A tense moment unfolded between them. With each second that passed, Tara’s face grew ruddier. Josie waited her out, content to let the silence in the room build the pressure. “Fine,” Tara spat, finally. “If you must know, Vera was a drug dealer. Okay? Are you happy now?”

Josie leaned in with interest. “What are you talking about?”

“What did I just say? Vera Urban dealt drugs. I found out what she was doing, and I distanced myself from her, okay? I never took anything from her or bought anything from her.”

“What kinds of drugs was she dealing?” Josie asked.

“Painkillers. Sometimes marijuana but almost always painkillers.”

“Where did she get them?”

Tara threw her arms in the air. “How the hell should I know? Wherever dealers get their drugs.”

“Okay, okay,” Josie said, raising her hands to indicate for Tara to calm down. “How do you know she was a drug dealer?”

“Because I saw her sell drugs to the other clients at the salon. You have to understand, back then I was newly married to a surgeon. A doctor. Do you understand? I couldn’t be associated with someone who was selling prescription drugs to people!”

“Because they might think your husband had a hand in supplying her with them,” Josie filled in.

“Yes,” Tara said.
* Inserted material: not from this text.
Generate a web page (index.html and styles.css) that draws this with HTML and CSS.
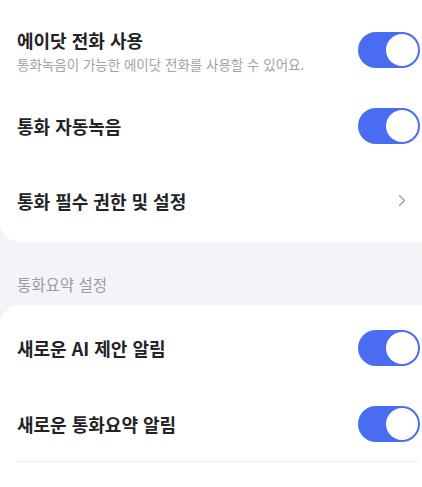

She sighed and pulled out the chair before her, flopping into it.

Josie said, “Why wouldn’t you just lead with that?”

Tara let out a long breath. “Because I know you don’t trust me.”

“Was your husband helping to supply Vera with prescription drugs?”

“Of course not.”

“I had to ask. Where else did she sell them or was it just in the salon?”
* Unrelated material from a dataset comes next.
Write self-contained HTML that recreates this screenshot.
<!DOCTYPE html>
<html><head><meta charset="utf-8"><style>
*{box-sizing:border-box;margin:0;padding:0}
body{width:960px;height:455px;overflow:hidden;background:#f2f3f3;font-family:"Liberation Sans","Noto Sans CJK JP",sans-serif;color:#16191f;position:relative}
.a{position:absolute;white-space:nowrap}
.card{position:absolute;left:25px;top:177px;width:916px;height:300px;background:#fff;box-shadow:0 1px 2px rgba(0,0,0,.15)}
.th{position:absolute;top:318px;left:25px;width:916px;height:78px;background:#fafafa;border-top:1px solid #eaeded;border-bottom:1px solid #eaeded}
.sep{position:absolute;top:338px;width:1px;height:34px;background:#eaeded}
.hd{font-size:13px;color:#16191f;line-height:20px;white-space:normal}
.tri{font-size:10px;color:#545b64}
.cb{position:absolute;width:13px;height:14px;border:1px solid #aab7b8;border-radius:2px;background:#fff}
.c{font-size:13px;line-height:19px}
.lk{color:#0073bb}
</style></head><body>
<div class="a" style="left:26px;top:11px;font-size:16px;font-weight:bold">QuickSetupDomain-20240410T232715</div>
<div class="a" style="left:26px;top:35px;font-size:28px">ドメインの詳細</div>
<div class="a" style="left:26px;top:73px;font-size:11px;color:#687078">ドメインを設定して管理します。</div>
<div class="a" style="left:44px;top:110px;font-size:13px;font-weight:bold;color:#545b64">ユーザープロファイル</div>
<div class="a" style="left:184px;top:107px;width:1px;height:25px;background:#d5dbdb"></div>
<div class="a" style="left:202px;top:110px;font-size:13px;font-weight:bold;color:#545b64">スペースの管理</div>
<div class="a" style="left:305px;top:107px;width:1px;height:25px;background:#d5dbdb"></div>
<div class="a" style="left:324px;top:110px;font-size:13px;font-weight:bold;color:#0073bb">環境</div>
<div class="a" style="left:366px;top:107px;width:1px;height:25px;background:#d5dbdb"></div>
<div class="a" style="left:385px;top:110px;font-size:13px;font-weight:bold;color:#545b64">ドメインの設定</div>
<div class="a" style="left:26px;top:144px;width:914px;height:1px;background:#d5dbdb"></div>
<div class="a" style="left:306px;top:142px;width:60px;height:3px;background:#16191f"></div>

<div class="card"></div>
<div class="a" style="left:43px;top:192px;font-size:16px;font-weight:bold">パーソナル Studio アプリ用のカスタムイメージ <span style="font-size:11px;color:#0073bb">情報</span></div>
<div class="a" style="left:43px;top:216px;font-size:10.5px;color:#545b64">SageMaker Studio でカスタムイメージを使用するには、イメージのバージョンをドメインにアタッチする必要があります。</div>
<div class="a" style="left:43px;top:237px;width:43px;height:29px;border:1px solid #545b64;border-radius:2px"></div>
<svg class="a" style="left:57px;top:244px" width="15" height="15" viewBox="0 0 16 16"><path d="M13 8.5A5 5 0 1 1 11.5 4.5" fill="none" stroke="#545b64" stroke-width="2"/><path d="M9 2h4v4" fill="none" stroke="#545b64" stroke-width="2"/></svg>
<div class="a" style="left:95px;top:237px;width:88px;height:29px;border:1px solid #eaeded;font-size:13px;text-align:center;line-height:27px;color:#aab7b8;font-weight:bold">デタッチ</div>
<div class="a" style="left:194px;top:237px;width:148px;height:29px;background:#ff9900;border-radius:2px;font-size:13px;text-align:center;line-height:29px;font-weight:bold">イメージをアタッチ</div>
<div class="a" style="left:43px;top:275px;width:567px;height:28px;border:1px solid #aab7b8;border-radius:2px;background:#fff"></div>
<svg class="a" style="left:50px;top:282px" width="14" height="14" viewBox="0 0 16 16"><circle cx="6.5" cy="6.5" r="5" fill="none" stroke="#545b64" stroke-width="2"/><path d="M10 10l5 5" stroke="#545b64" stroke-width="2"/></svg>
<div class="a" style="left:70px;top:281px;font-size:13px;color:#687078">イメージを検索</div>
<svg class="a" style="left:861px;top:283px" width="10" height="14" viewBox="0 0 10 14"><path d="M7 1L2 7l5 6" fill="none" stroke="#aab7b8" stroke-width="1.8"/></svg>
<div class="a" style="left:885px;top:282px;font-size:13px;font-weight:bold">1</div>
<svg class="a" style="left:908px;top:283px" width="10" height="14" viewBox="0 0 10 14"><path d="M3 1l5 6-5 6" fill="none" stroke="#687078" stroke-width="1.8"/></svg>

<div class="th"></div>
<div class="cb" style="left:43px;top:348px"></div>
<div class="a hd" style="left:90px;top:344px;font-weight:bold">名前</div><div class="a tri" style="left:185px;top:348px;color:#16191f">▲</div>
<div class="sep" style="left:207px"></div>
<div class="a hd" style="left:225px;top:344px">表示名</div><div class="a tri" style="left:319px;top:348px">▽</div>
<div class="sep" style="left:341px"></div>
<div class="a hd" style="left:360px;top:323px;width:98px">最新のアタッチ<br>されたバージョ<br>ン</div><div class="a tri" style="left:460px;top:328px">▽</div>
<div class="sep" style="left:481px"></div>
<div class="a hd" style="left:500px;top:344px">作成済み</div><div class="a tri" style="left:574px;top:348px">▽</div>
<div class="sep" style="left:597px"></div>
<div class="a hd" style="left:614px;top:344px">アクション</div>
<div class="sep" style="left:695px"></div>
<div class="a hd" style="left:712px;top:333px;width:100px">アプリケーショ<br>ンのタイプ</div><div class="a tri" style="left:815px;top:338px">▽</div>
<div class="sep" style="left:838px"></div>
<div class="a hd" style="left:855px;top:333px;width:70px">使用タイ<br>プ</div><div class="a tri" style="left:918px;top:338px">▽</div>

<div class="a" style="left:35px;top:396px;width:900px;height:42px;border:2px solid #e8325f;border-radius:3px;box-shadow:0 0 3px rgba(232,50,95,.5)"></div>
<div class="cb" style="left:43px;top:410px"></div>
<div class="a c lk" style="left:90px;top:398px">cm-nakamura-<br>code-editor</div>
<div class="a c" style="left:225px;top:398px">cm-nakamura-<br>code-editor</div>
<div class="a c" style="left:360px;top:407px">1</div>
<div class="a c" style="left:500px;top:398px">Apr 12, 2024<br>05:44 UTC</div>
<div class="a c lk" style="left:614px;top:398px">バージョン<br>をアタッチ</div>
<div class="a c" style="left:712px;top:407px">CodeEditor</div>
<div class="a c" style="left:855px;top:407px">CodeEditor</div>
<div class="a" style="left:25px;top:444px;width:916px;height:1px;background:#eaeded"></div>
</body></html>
Tara sighed. “I don’t know. I think mostly at social events—I think some of her clients invited her to their houses to hang out not because they wanted to spend time with her but because they were buying painkillers from her. I never purchased any from her. I just… knew about it.”

Josie said, “We can keep this out of the press as long as neither you nor your husband had anything to do with Beverly or Vera’s murders. That’s the only thing that I can promise you. I have to tell my team. As long as everything you’ve told me is the truth, then you’ve got nothing to worry about.”

Tara raised a brow. “Your Chief isn’t exactly my biggest fan right now. How do I know he’s not going to use this as leverage to get the upper hand in the Quail Hollow situation?”

Josie rolled her eyes. “I can’t speak to that. That is between you and the Chief. My job is to find whoever killed Vera and Beverly and bring them to justice. That’s it.”

“So you won’t help me with the Chief?”

Josie laughed. She walked to the door and pulled it open. Before she left, she looked over her shoulder and said, “You’re the one who hired him.”

 

 

Thirty-One

 

 

2004

 

 

Josie had only been sitting on one of the hard metal chairs in the Wellspring Clinic’s waiting room for ten minutes, and her ass already ached. Really, if they were going to make patients wait so long for their appointments, they ought to have more comfortable chairs. What was taking so long anyway? she wondered. She was the only person in the waiting room. Just as the thought crossed her mind, the front door swung open.

They’d better not see this person before me, Josie thought. She was only there for a physical for her lifeguard job. She’d be in and out of there in fifteen minutes.

Beverly Urban stepped through the door. Josie stared at her, open-mouthed. It was bad luck, pure and simple. Josie looked away from Beverly and picked up a magazine, spreading the pages and pretending to read. A few seconds later, the door swooshed again. She looked up. Beverly was gone.

Josie turned her head and looked out the window, watching Beverly run across the street. She ran along the safety fence in front of the construction site where Ray worked. He was over there now. Josie was going to try to see him after her appointment. What the hell was Beverly doing? Maybe she was just walking past it.

But she wasn’t. She stopped at the entry gate where Josie had picked Ray up only a couple of weeks earlier. Josie watched as she had a conversation with the man behind the fence.